Start of Materials provided

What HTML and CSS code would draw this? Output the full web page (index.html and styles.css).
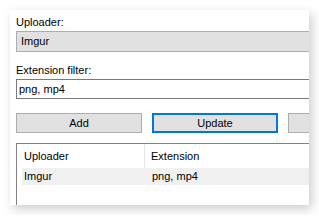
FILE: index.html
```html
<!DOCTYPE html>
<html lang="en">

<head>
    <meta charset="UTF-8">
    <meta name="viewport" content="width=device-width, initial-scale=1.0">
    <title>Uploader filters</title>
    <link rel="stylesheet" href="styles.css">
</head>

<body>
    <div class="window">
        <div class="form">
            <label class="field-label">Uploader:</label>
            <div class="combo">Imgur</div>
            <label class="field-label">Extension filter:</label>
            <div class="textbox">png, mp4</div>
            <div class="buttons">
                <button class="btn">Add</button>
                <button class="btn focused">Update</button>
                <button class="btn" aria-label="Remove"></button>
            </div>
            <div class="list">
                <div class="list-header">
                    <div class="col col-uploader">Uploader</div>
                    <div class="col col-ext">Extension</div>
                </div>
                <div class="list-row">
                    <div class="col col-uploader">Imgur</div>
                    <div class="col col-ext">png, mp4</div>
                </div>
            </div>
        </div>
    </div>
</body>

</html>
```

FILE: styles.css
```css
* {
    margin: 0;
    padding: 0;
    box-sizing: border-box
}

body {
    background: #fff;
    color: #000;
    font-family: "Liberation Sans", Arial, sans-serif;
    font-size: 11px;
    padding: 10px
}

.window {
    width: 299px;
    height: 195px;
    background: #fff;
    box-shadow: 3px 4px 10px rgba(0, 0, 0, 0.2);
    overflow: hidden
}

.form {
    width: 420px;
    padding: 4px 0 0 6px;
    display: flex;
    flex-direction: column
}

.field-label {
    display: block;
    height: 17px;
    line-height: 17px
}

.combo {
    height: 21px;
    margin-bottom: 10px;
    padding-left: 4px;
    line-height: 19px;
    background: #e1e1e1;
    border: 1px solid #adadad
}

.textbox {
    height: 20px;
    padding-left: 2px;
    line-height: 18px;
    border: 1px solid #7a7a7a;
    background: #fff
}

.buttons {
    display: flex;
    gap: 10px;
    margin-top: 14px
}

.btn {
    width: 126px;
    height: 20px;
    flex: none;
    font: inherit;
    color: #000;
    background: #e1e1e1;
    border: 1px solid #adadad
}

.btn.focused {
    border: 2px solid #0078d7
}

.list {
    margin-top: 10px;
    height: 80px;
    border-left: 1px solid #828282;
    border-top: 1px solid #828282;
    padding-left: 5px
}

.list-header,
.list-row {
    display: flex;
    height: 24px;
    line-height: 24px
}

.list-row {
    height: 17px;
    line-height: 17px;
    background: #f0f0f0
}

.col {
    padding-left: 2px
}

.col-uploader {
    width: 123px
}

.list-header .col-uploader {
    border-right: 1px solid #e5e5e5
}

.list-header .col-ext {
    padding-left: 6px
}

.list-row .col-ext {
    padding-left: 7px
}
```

End of Materials provided
Start of Materials provided

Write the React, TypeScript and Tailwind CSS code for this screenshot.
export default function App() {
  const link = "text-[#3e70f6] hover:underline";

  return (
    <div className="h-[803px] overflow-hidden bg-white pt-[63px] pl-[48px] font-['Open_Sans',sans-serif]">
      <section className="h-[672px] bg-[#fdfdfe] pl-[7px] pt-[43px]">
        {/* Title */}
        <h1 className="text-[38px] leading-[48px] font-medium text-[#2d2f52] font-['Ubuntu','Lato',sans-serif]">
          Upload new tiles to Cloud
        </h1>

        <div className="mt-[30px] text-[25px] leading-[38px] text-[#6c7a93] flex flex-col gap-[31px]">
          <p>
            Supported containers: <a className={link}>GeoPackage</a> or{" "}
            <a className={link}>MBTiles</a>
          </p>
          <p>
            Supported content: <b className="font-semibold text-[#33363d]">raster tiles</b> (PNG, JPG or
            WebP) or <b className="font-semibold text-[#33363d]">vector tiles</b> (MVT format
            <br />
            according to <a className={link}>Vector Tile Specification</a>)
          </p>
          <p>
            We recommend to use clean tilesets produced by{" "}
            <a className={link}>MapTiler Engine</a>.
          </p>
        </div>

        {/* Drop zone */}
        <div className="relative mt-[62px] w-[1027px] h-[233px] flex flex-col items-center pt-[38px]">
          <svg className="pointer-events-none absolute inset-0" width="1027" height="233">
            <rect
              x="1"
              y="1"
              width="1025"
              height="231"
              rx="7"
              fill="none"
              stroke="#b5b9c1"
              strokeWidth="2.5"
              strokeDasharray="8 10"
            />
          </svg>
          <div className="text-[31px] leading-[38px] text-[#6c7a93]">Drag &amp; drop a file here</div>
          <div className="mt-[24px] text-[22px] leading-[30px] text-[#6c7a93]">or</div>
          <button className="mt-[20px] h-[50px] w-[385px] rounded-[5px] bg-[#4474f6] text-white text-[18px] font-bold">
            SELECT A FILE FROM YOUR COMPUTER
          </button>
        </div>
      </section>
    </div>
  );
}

End of Materials provided
Start of Materials provided

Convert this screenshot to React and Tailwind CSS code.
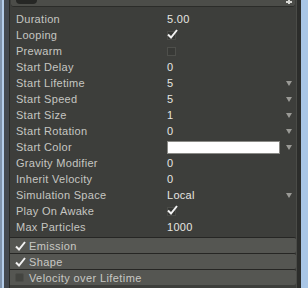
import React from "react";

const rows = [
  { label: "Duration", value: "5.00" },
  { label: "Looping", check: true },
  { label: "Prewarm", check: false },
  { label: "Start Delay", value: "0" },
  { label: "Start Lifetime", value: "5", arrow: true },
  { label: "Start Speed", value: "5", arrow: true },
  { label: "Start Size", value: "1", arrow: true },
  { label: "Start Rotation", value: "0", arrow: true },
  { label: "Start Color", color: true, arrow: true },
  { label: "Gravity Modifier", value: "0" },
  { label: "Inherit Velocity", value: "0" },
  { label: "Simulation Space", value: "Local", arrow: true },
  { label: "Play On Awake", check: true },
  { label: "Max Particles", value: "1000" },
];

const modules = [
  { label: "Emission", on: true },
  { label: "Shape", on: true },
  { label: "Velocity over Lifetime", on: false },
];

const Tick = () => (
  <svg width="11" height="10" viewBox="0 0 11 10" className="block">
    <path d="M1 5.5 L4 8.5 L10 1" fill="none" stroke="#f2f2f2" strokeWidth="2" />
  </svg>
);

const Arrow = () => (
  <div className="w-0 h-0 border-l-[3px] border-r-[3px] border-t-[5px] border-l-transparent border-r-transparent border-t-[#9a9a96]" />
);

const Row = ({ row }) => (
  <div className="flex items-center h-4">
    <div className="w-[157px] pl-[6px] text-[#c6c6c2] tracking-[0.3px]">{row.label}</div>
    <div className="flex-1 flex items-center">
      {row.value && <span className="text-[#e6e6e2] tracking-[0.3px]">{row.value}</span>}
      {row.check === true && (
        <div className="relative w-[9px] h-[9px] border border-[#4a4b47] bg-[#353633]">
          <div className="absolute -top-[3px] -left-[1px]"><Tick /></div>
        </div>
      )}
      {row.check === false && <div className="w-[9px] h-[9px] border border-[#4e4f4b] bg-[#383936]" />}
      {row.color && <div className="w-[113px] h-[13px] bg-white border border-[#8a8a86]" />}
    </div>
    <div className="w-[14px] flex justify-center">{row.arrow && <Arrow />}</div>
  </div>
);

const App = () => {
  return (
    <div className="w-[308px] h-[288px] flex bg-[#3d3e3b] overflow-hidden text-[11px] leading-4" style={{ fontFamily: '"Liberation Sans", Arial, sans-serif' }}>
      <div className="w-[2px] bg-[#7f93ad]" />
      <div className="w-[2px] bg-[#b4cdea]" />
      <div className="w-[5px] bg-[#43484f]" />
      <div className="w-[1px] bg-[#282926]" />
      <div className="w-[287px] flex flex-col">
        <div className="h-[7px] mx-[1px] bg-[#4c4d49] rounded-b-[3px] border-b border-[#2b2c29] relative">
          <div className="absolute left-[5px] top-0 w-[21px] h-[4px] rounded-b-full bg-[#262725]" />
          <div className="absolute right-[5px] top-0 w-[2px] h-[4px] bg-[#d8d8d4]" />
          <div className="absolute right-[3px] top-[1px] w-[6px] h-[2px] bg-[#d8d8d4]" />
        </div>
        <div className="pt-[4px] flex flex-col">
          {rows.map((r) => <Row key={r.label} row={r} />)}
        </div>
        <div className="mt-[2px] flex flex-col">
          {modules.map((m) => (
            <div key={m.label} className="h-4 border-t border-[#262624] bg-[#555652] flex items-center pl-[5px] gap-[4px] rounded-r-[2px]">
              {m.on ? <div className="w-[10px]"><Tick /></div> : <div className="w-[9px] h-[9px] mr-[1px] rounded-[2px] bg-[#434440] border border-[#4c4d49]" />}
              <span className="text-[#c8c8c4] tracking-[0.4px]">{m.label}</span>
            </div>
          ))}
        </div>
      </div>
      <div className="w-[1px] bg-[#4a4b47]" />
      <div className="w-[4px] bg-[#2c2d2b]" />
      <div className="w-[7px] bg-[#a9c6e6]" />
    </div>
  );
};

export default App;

End of Materials provided

Aim of the task
Go up to the line with "Convert this screenshot" and retype exactly from there through the line with "import React from". Leave out pictures.

Solution for this exercise
Convert this screenshot to React and Tailwind CSS code.
import React from "react";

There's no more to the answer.